■ **DATASET CONTENT**
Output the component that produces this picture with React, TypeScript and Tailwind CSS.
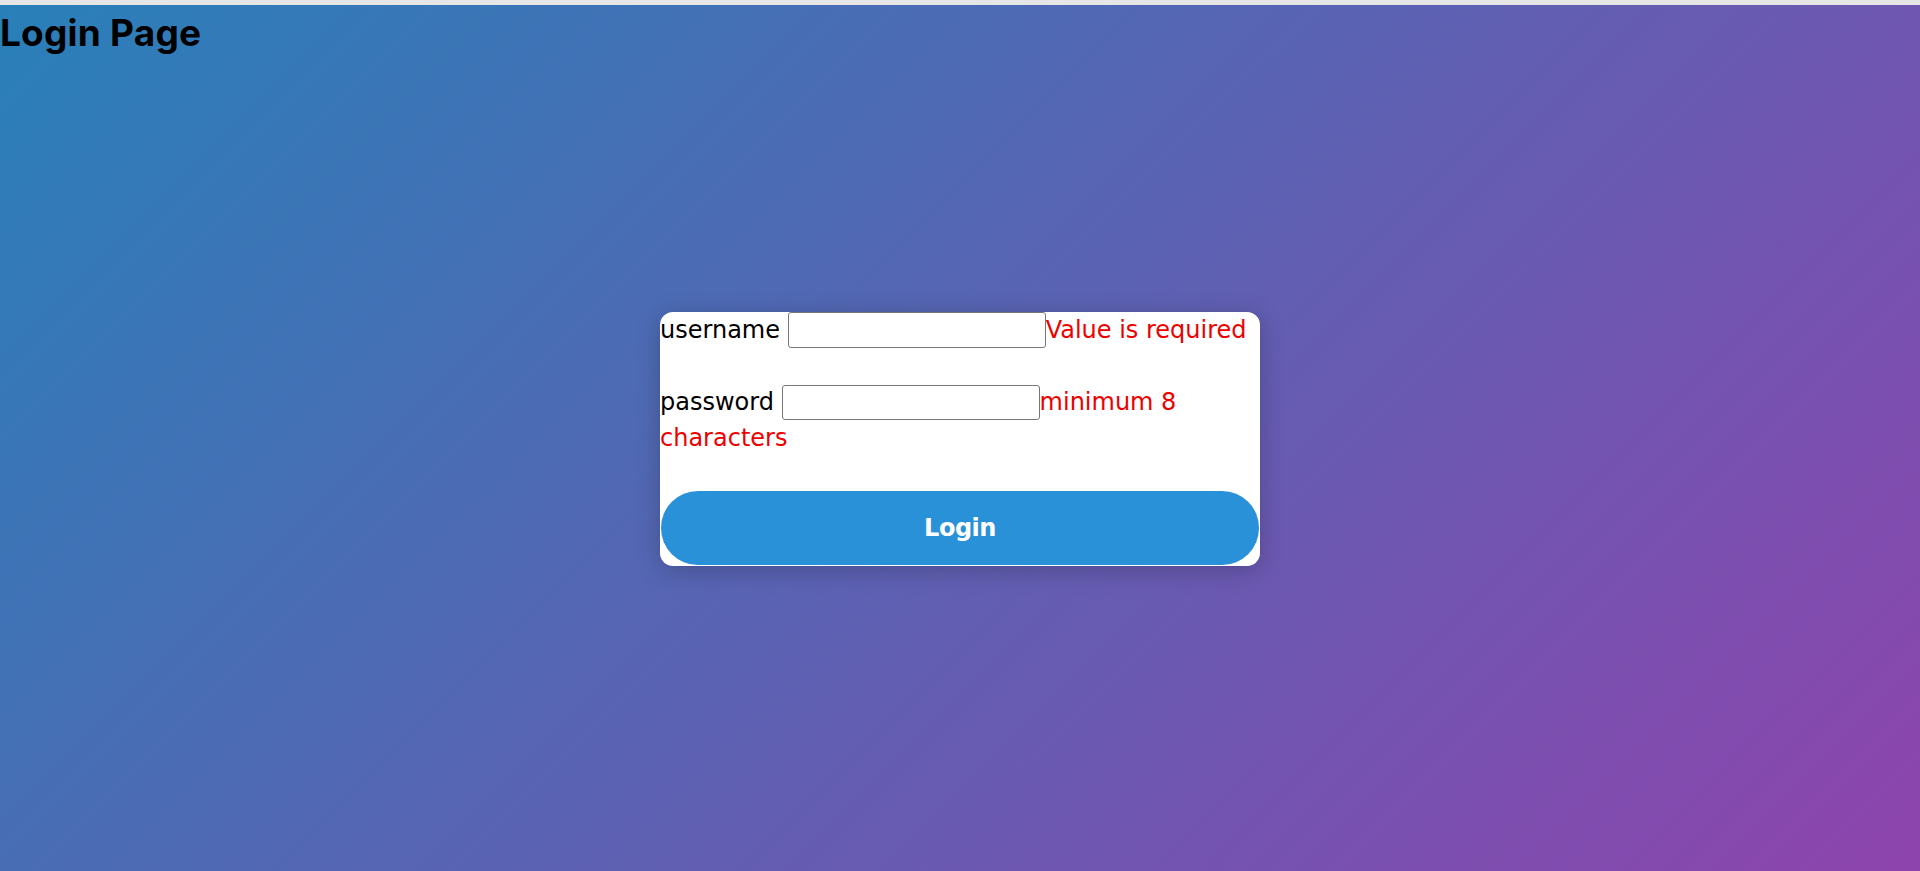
import React from "react";

export default function App() {
  return (
    <div className="w-[1920px] h-[871px] flex flex-col overflow-hidden">
      <div className="h-[5px] bg-[#e6e6e6]" />
      <div className="flex-1 flex flex-col bg-[linear-gradient(135deg,#2980b9,#8e44ad)]">
        <div className="h-[56px] pt-[5px]">
          <h1 className="m-0 text-[37px] leading-[45px] font-bold text-black font-['Inter',sans-serif] tracking-[0.2px]">
            Login Page
          </h1>
        </div>
        <div className="flex-1 flex items-center justify-center">
          <form
            className="w-[600px] h-[254px] bg-white rounded-[13px] shadow-[0_4px_24px_rgba(0,0,0,0.22)] flex flex-col pb-px font-['DejaVu_Sans',sans-serif] text-[24px] leading-[36px] text-black"
            onSubmit={(e) => e.preventDefault()}
          >
            <div>
              username{" "}
              <input
                type="text"
                className="inline-block align-top w-[258px] h-[36px] border border-[#767676] rounded-[3px] bg-white outline-none"
              />
              <span className="text-[#ee0000]">Value is required</span>
            </div>
            <div className="mt-[36px]">
              password{" "}
              <input
                type="password"
                className="inline-block align-top w-[258px] h-[35px] mt-px border border-[#767676] rounded-[3px] bg-white outline-none"
              />
              <span className="text-[#ee0000]">minimum 8 characters</span>
            </div>
            <button
              type="submit"
              className="mt-[35px] mx-px h-[74px] rounded-full bg-[#2991d8] text-white text-[24px] font-bold font-['DejaVu_Sans',sans-serif] tracking-[-0.5px]"
            >
              Login
            </button>
          </form>
        </div>
        <div className="h-[54px]" />
      </div>
    </div>
  );
}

■ **EXERCISE GOAL**
Output an exact copy of the material, with the pictures removed.

■ **EXERCISE SOLUTION**
Output the component that produces this picture with React, TypeScript and Tailwind CSS.
import React from "react";

export default function App() {
  return (
    <div className="w-[1920px] h-[871px] flex flex-col overflow-hidden">
      <div className="h-[5px] bg-[#e6e6e6]" />
      <div className="flex-1 flex flex-col bg-[linear-gradient(135deg,#2980b9,#8e44ad)]">
        <div className="h-[56px] pt-[5px]">
          <h1 className="m-0 text-[37px] leading-[45px] font-bold text-black font-['Inter',sans-serif] tracking-[0.2px]">
            Login Page
          </h1>
        </div>
        <div className="flex-1 flex items-center justify-center">
          <form
            className="w-[600px] h-[254px] bg-white rounded-[13px] shadow-[0_4px_24px_rgba(0,0,0,0.22)] flex flex-col pb-px font-['DejaVu_Sans',sans-serif] text-[24px] leading-[36px] text-black"
            onSubmit={(e) => e.preventDefault()}
          >
            <div>
              username{" "}
              <input
                type="text"
                className="inline-block align-top w-[258px] h-[36px] border border-[#767676] rounded-[3px] bg-white outline-none"
              />
              <span className="text-[#ee0000]">Value is required</span>
            </div>
            <div className="mt-[36px]">
              password{" "}
              <input
                type="password"
                className="inline-block align-top w-[258px] h-[35px] mt-px border border-[#767676] rounded-[3px] bg-white outline-none"
              />
              <span className="text-[#ee0000]">minimum 8 characters</span>
            </div>
            <button
              type="submit"
              className="mt-[35px] mx-px h-[74px] rounded-full bg-[#2991d8] text-white text-[24px] font-bold font-['DejaVu_Sans',sans-serif] tracking-[-0.5px]"
            >
              Login
            </button>
          </form>
        </div>
        <div className="h-[54px]" />
      </div>
    </div>
  );
}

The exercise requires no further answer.